On pourrait continuer d’explorer de même les trois autres parties de ce livre, Ô solitude, l’île, Antiphonaire et Désert, qui réservent mêmes dédales de sens et des sens conjugués. Ce sont les douzains de Ô solitude, l’île qui enserrent dans leur forme, elle-même insulaire, le parcours de l’enfance à « l’homme dernier », « liant les hommes à ce courant d’amour » qui les emporte, « mains plongées dans l’épaisseur des langues et des algues », habités comme la poète par « la passion, son courroux, ses veines tendres », « une mesure d’espoir grêle sous la peau ». « Fontaine sous mes doigts, le feu, l’eau liés ensemble », le poème explore « l’églogue et l’épopée », « la ruelle qui ouvre sur l’océan en son entier » le « qui suis-je » de « l’étrange bête humaine », le « chemin giboyeux des anciens lus sous la lampe » comme « l’appel du plus haut que toi ». Ce sont les « Lectures » d’Antiphonaire dont chacune égrène un « épisode de vie », interrogeant « ce pourquoi en cerceau qui danse sur l’humaine traversée » en « cantique » et « prière » à l’éphémère entonnée par « un danseur cannibale ». C’est Apollinaire, Michaux, Artaud qui viennent se joindre à l’ivresse et à la beauté. Et si Désert il y a, au final, c’est non stérilité, mais dans l’analogie des dunes et des vagues, pour y « reprendre marche à l’avant », entonner de nouveau le « chant » au confluent de « l’Orient blessé » et de « l’Occident en perte de formes, de sens », jouer sur le geste de l’archéologue — « creuser » - refaisant parcours de « la naissance à la mort ». « La nuit reste à éclaircir » et cela fait le poème quand il « nomme », creusant la langue, qui charrie ensemble l’étreinte sous « la yourte nuptiale » et les charniers des massacrés.
Lyrisme ai-je dit.
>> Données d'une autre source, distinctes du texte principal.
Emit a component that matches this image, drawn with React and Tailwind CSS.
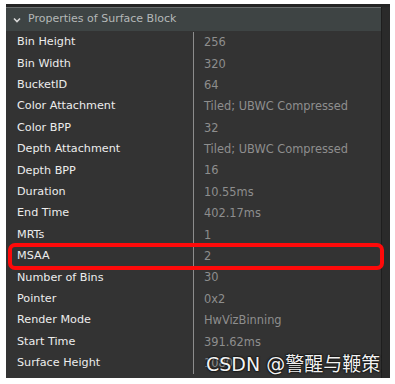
import React from 'react';

const rows = [
  ['Bin Height', '256'],
  ['Bin Width', '320'],
  ['BucketID', '64'],
  ['Color Attachment', 'Tiled; UBWC Compressed'],
  ['Color BPP', '32'],
  ['Depth Attachment', 'Tiled; UBWC Compressed'],
  ['Depth BPP', '16'],
  ['Duration', '10.55ms'],
  ['End Time', '402.17ms'],
  ['MRTs', '1'],
  ['MSAA', '2'],
  ['Number of Bins', '30'],
  ['Pointer', '0x2'],
  ['Render Mode', 'HwVizBinning'],
  ['Start Time', '391.62ms'],
  ['Surface Height', '1080'],
];

const App = () => {
  return (
    <div
      className="w-[395px] h-[384px] bg-white pt-[4px] pl-[6px] overflow-hidden"
      style={{ fontFamily: '"DejaVu Sans", "Noto Sans", sans-serif' }}
    >
      <div className="relative w-[384px] h-[374px] bg-[#2b2b2b] border-t-[3px] border-[#242424] flex">
        <div className="flex-1 flex flex-col bg-[#333333]">
          {/* header */}
          <div className="h-[24px] bg-[#3e4444] border-t border-[#6a6e6e] flex items-center pl-[7px] gap-[7px] text-[11px] text-[#b4b8b8]">
            <svg width="8" height="6" viewBox="0 0 8 6">
              <path d="M1 1.5 L4 4.5 L7 1.5" stroke="#d8d8d8" strokeWidth="1.6" fill="none" />
            </svg>
            <span>Properties of Surface Block</span>
          </div>
          {/* rows */}
          <div className="flex flex-col pt-[1px]">
            {rows.map(([k, v]) => (
              <div key={k} className="h-[21.4px] flex items-center">
                <div className="w-[188px] pl-[11px] text-[11.2px] text-[#ededed] border-r border-[#8c8c8c] h-full flex items-center">
                  {k}
                </div>
                <div className="pl-[10px] text-[11.4px] text-[#8e8e8e]">{v}</div>
              </div>
            ))}
          </div>
        </div>
        <div className="w-[9px] bg-[#2a2a2a] border-l border-[#1e1e1e]" />

        {/* highlight */}
        <div className="absolute left-[2px] top-[236px] w-[376px] h-[27px] rounded-[7px] border-[4px] border-[#ff0a0a]" />

        {/* watermark */}
        <div
          className="absolute left-[200px] top-[343px] text-[19px] text-[#f2f2f2]"
          style={{
            fontFamily: '"DejaVu Sans", "Noto Sans CJK SC", sans-serif',
            textShadow: '0 0 2px #000, 0 0 2px #000',
          }}
        >
          CSDN @警醒与鞭策
        </div>
      </div>
    </div>
  );
};

export default App;
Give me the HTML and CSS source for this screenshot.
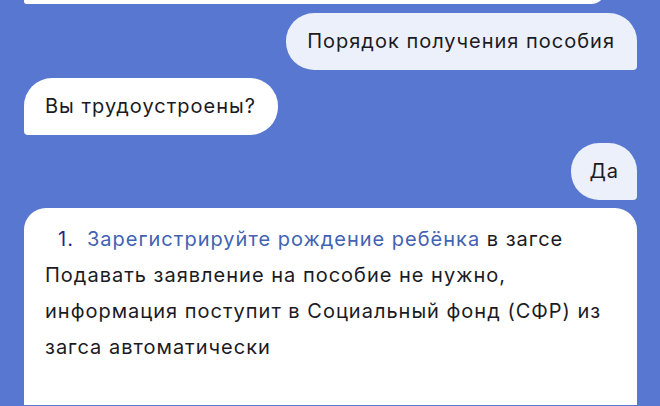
FILE: index.html
```html
<!DOCTYPE html>
<html lang="ru">
<head>
<meta charset="utf-8">
<link rel="stylesheet" href="styles.css">
</head>
<body>
<div class="chat">
  <div class="msg bot prev"></div>
  <div class="msg user">Порядок получения пособия</div>
  <div class="msg bot">Вы трудоустроены?</div>
  <div class="msg user short">Да</div>
  <div class="msg bot answer">
    <div class="item"><span class="num">1.</span><span><a class="link">Зарегистрируйте рождение ребёнка</a> в загсе</span></div>
    <p class="para">Подавать заявление на пособие не нужно, информация поступит в Социальный фонд (СФР) из загса автоматически</p>
  </div>
</div>
</body>
</html>
```
FILE: styles.css
```css
html, body {
  margin: 0;
  padding: 0;
  background: #5877d0;
  height: 100%;
  overflow: hidden;
}
.chat {
  display: flex;
  flex-direction: column;
  gap: 8px;
  padding: 0 23px 0 24px;
  font-family: Inter, Roboto, "Liberation Sans", sans-serif;
  font-size: 20px;
  letter-spacing: 1px;
  color: #1b1b1f;
}
.msg {
  padding: 17px 22px 17px 21px;
  line-height: 23px;
  border-radius: 28px;
}
.user {
  align-self: flex-end;
  background: #ebf0fa;
  border-bottom-right-radius: 4px;
}
.short {
  padding-left: 18px;
  padding-right: 18px;
}
.bot {
  align-self: flex-start;
  background: #ffffff;
  border-bottom-left-radius: 4px;
}
.prev {
  align-self: stretch;
  margin-right: 31px;
  margin-top: -26px;
  height: 30px;
  padding: 0;
  margin-bottom: 1px;
}
.answer {
  align-self: stretch;
  border-radius: 22px 22px 0 0;
  padding: 13px 21px 40px 21px;
  line-height: 36px;
}
.item {
  display: flex;
}
.num {
  color: #1f2a8a;
  margin-left: 13px;
  width: 29px;
}
.link {
  color: #4262b3;
}
.para {
  margin: 0;
}
```
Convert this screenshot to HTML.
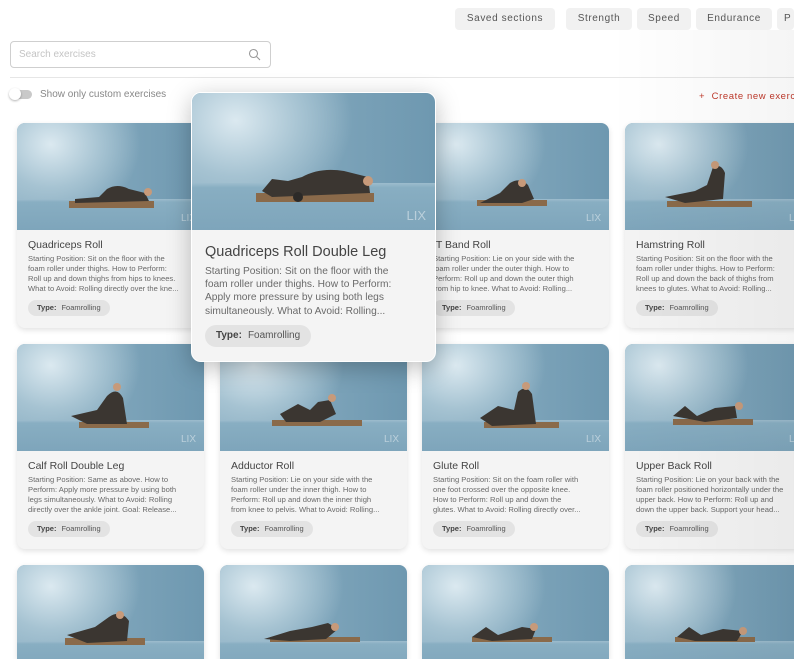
<!DOCTYPE html>
<html><head><meta charset="utf-8"><style>
*{box-sizing:border-box;margin:0;padding:0}
html,body{width:794px;height:659px;overflow:hidden}
body{background:#fff;font-family:"Liberation Sans",sans-serif;position:relative}
.chip{position:absolute;top:8px;height:22px;background:#f1f1f1;border-radius:4px;font-size:10px;letter-spacing:.6px;color:#555;line-height:22px;text-align:center}
.search{position:absolute;left:10px;top:41px;width:261px;height:27px;border:1px solid #cfcfcf;border-radius:4px;font-size:10px;color:#c4c4c4;padding:7px 8px}
.hr{position:absolute;left:10px;right:0;top:77px;height:1px;background:#e6e6e6}
.card{position:absolute;width:187px;height:205px;border-radius:8px;background:#f4f4f4;box-shadow:0 2px 6px rgba(0,0,0,.12);overflow:hidden}
.img{position:absolute;left:0;top:0;width:100%;height:107px;background:radial-gradient(ellipse 60% 90% at 18% 20%,#dbe9f0 0%,#a6c3d2 45%,rgba(120,160,183,0) 80%),linear-gradient(90deg,#8fb2c5,#6e98b0)}
.floor{position:absolute;left:0;right:0;top:76px;bottom:0;background:linear-gradient(180deg,#9dbccd 0,#88aec2 10%,#7ea5bb 100%)}
.lx{position:absolute;right:8px;bottom:6px;color:rgba(255,255,255,.45);font-size:10px}
.t{position:absolute;left:11px;top:116px;font-size:10.5px;color:#444}
.d{position:absolute;left:11px;top:131px;width:152px;font-size:7.6px;line-height:10px;color:#6a6a6a;height:40px;overflow:hidden}
.tag{position:absolute;left:11px;top:177px;height:16px;border-radius:8px;background:#e3e3e3;font-size:7.5px;line-height:16px;padding:0 9px;color:#555}
.tag b{color:#444;margin-right:5px}
svg.f{position:absolute;left:0;top:0}
</style></head><body>
<div class="chip" style="left:455px;width:100px">Saved sections</div>
<div class="chip" style="left:566px;width:66px">Strength</div>
<div class="chip" style="left:637px;width:54px">Speed</div>
<div class="chip" style="left:696px;width:76px">Endurance</div>
<div class="chip" style="left:777px;width:17px;text-align:left;padding-left:7px">P</div>
<div class="search">Search exercises
<svg style="position:absolute;right:9px;top:6px" width="13" height="13" viewBox="0 0 13 13"><circle cx="5.5" cy="5.5" r="4" fill="none" stroke="#999" stroke-width="1.1"/><path d="M8.5 8.5L12 12" stroke="#999" stroke-width="1.1"/></svg></div>
<div class="hr"></div>
<div style="position:absolute;left:10px;top:90px;width:22px;height:9px;border-radius:5px;background:#c9c9c9"></div>
<div style="position:absolute;left:9px;top:88px;width:12px;height:12px;border-radius:6px;background:#fff;box-shadow:0 1px 2px rgba(0,0,0,.3)"></div>
<div style="position:absolute;left:40px;top:89px;font-size:10px;color:#888">Show only custom exercises</div>
<div style="position:absolute;left:699px;top:91px;width:95px;overflow:hidden;font-size:9.5px;color:#c0392b;letter-spacing:.6px;white-space:nowrap">+&nbsp;&nbsp;Create new exercise</div>

<!-- row1 -->
<div class="card" style="left:17px;top:123px"><div class="img"><div class="floor"></div><svg class="f" width="187" height="107"><rect x="52" y="78" width="85" height="7" fill="#8a6a4a"/><path d="M58 76 L82 74 L90 66 Q100 60 112 66 L128 70 L132 78 L58 80Z" fill="#3b3631"/><circle cx="131" cy="69" r="4" fill="#c79a7a"/></svg><span class="lx">LIX</span></div><div class="t">Quadriceps Roll</div><div class="d">Starting Position: Sit on the floor with the foam roller under thighs. How to Perform: Roll up and down thighs from hips to knees. What to Avoid: Rolling directly over the kne...</div><div class="tag"><b>Type:</b>Foamrolling</div></div>
<div class="card" style="left:422px;top:123px"><div class="img"><div class="floor"></div><svg class="f" width="187" height="107"><rect x="55" y="77" width="70" height="6" fill="#8a6a4a"/><path d="M58 80 L78 70 L88 60 Q98 54 106 62 L112 76 L100 80Z" fill="#3b3631"/><circle cx="100" cy="60" r="4" fill="#c79a7a"/></svg><span class="lx">LIX</span></div><div class="t">IT Band Roll</div><div class="d">Starting Position: Lie on your side with the foam roller under the outer thigh. How to Perform: Roll up and down the outer thigh from hip to knee. What to Avoid: Rolling...</div><div class="tag"><b>Type:</b>Foamrolling</div></div>
<div class="card" style="left:625px;top:123px"><div class="img"><div class="floor"></div><svg class="f" width="187" height="107"><rect x="42" y="78" width="85" height="6" fill="#8a6a4a"/><path d="M40 74 L70 68 L82 62 L88 44 Q96 40 100 50 L98 76 L60 80Z" fill="#3b3631"/><circle cx="90" cy="42" r="4" fill="#c79a7a"/></svg><span class="lx">LIX</span></div><div class="t">Hamstring Roll</div><div class="d">Starting Position: Sit on the floor with the foam roller under thighs. How to Perform: Roll up and down the back of thighs from knees to glutes. What to Avoid: Rolling...</div><div class="tag"><b>Type:</b>Foamrolling</div></div>

<!-- row2 -->
<div class="card" style="left:17px;top:344px"><div class="img"><div class="floor"></div><svg class="f" width="187" height="107"><rect x="62" y="78" width="70" height="6" fill="#8a6a4a"/><path d="M54 72 L80 66 L90 52 Q100 42 106 54 L110 80 L70 80Z" fill="#3b3631"/><circle cx="100" cy="43" r="4" fill="#c79a7a"/></svg><span class="lx">LIX</span></div><div class="t">Calf Roll Double Leg</div><div class="d">Starting Position: Same as above. How to Perform: Apply more pressure by using both legs simultaneously. What to Avoid: Rolling directly over the ankle joint. Goal: Release...</div><div class="tag"><b>Type:</b>Foamrolling</div></div>
<div class="card" style="left:220px;top:344px"><div class="img"><div class="floor"></div><svg class="f" width="187" height="107"><rect x="52" y="76" width="90" height="6" fill="#8a6a4a"/><path d="M60 70 L78 60 L90 66 L98 58 L110 56 L116 70 L100 78 L66 78Z" fill="#3b3631"/><circle cx="112" cy="54" r="4" fill="#c79a7a"/></svg><span class="lx">LIX</span></div><div class="t">Adductor Roll</div><div class="d">Starting Position: Lie on your side with the foam roller under the inner thigh. How to Perform: Roll up and down the inner thigh from knee to pelvis. What to Avoid: Rolling...</div><div class="tag"><b>Type:</b>Foamrolling</div></div>
<div class="card" style="left:422px;top:344px"><div class="img"><div class="floor"></div><svg class="f" width="187" height="107"><rect x="62" y="78" width="75" height="6" fill="#8a6a4a"/><path d="M58 74 L76 62 L92 66 L96 48 Q104 40 110 50 L114 80 L70 82Z" fill="#3b3631"/><circle cx="104" cy="42" r="4" fill="#c79a7a"/></svg><span class="lx">LIX</span></div><div class="t">Glute Roll</div><div class="d">Starting Position: Sit on the foam roller with one foot crossed over the opposite knee. How to Perform: Roll up and down the glutes. What to Avoid: Rolling directly over...</div><div class="tag"><b>Type:</b>Foamrolling</div></div>
<div class="card" style="left:625px;top:344px"><div class="img"><div class="floor"></div><svg class="f" width="187" height="107"><rect x="48" y="75" width="80" height="6" fill="#8a6a4a"/><path d="M48 72 L60 62 L72 72 L90 64 L110 62 L112 74 L80 78Z" fill="#3b3631"/><circle cx="114" cy="62" r="4" fill="#c79a7a"/></svg><span class="lx">LIX</span></div><div class="t">Upper Back Roll</div><div class="d">Starting Position: Lie on your back with the foam roller positioned horizontally under the upper back. How to Perform: Roll up and down the upper back. Support your head...</div><div class="tag"><b>Type:</b>Foamrolling</div></div>

<!-- row3 -->
<div class="card" style="left:17px;top:565px;height:94px;border-radius:8px 8px 0 0"><div class="img"><div class="floor"></div><svg class="f" width="187" height="107"><rect x="48" y="73" width="80" height="7" fill="#8a6a4a"/><path d="M50 70 L78 62 L92 52 Q104 44 112 56 L110 76 L70 78Z" fill="#3b3631"/><circle cx="103" cy="50" r="4" fill="#c79a7a"/></svg></div></div>
<div class="card" style="left:220px;top:565px;height:94px;border-radius:8px 8px 0 0"><div class="img"><div class="floor"></div><svg class="f" width="187" height="107"><rect x="50" y="72" width="90" height="5" fill="#8a6a4a"/><path d="M44 74 L70 66 L92 62 L108 58 L118 64 L106 74 L70 76Z" fill="#3b3631"/><circle cx="115" cy="62" r="4" fill="#c79a7a"/></svg></div></div>
<div class="card" style="left:422px;top:565px;height:94px;border-radius:8px 8px 0 0"><div class="img"><div class="floor"></div><svg class="f" width="187" height="107"><rect x="50" y="72" width="80" height="5" fill="#8a6a4a"/><path d="M50 72 L64 62 L76 70 L100 62 L114 64 L110 74 L70 76Z" fill="#3b3631"/><circle cx="112" cy="62" r="4" fill="#c79a7a"/></svg></div></div>
<div class="card" style="left:625px;top:565px;height:94px;width:169px;border-radius:8px 0 0 0"><div class="img"><div class="floor"></div><svg class="f" width="187" height="107"><rect x="50" y="72" width="80" height="5" fill="#8a6a4a"/><path d="M52 72 L64 62 L76 70 L98 64 L118 66 L112 76 L70 76Z" fill="#3b3631"/><circle cx="118" cy="66" r="4" fill="#c79a7a"/></svg></div></div>

<div style="position:absolute;left:610px;top:30px;width:184px;height:629px;background:linear-gradient(90deg,rgba(0,0,0,0),rgba(0,0,0,.04));pointer-events:none"></div>

<!-- hover card -->
<div style="position:absolute;left:191px;top:92px;width:245px;height:270px;border-radius:10px;background:#f4f4f4;box-shadow:0 6px 24px rgba(0,0,0,.25);overflow:hidden;border:1px solid #fff">
<div class="img" style="height:137px"><div class="floor" style="top:90px"></div><svg class="f" width="245" height="137"><rect x="64" y="100" width="118" height="9" fill="#8a6a4a"/><path d="M70 98 L80 86 L96 88 L110 84 Q128 74 152 78 L176 84 L178 100 L80 104Z" fill="#3b3631"/><circle cx="176" cy="88" r="5" fill="#c79a7a"/><circle cx="106" cy="104" r="5" fill="#2c2a28"/></svg><span class="lx" style="font-size:13px;right:9px;bottom:7px">LIX</span></div>
<div style="position:absolute;left:13px;top:151px;font-size:14.5px;color:#444">Quadriceps Roll Double Leg</div>
<div style="position:absolute;left:13px;top:172px;width:202px;font-size:10.2px;line-height:13.2px;color:#6a6a6a">Starting Position: Sit on the floor with the foam roller under thighs. How to Perform: Apply more pressure by using both legs simultaneously. What to Avoid: Rolling...</div>
<div style="position:absolute;left:13px;top:232px;height:22px;border-radius:11px;background:#e3e3e3;font-size:10px;line-height:22px;padding:0 11px;color:#555"><b style="color:#444;margin-right:6px">Type:</b>Foamrolling</div>
</div>
</body></html>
Oui, car c’est chant, solo d’une voix qui s’élève en multiples tonalités et chœur de voix qui résonnent à travers elle. Chant, psaume, mélopée, cantilène, prière, antienne, ces mots et d’autres encore ponctuant le texte, donnent une des clef de ce recueil à la fois bilan, somme et profession de foi, qui charrie le tout de notre condition humaine énigmatique et contradictoire dans sa houle océane.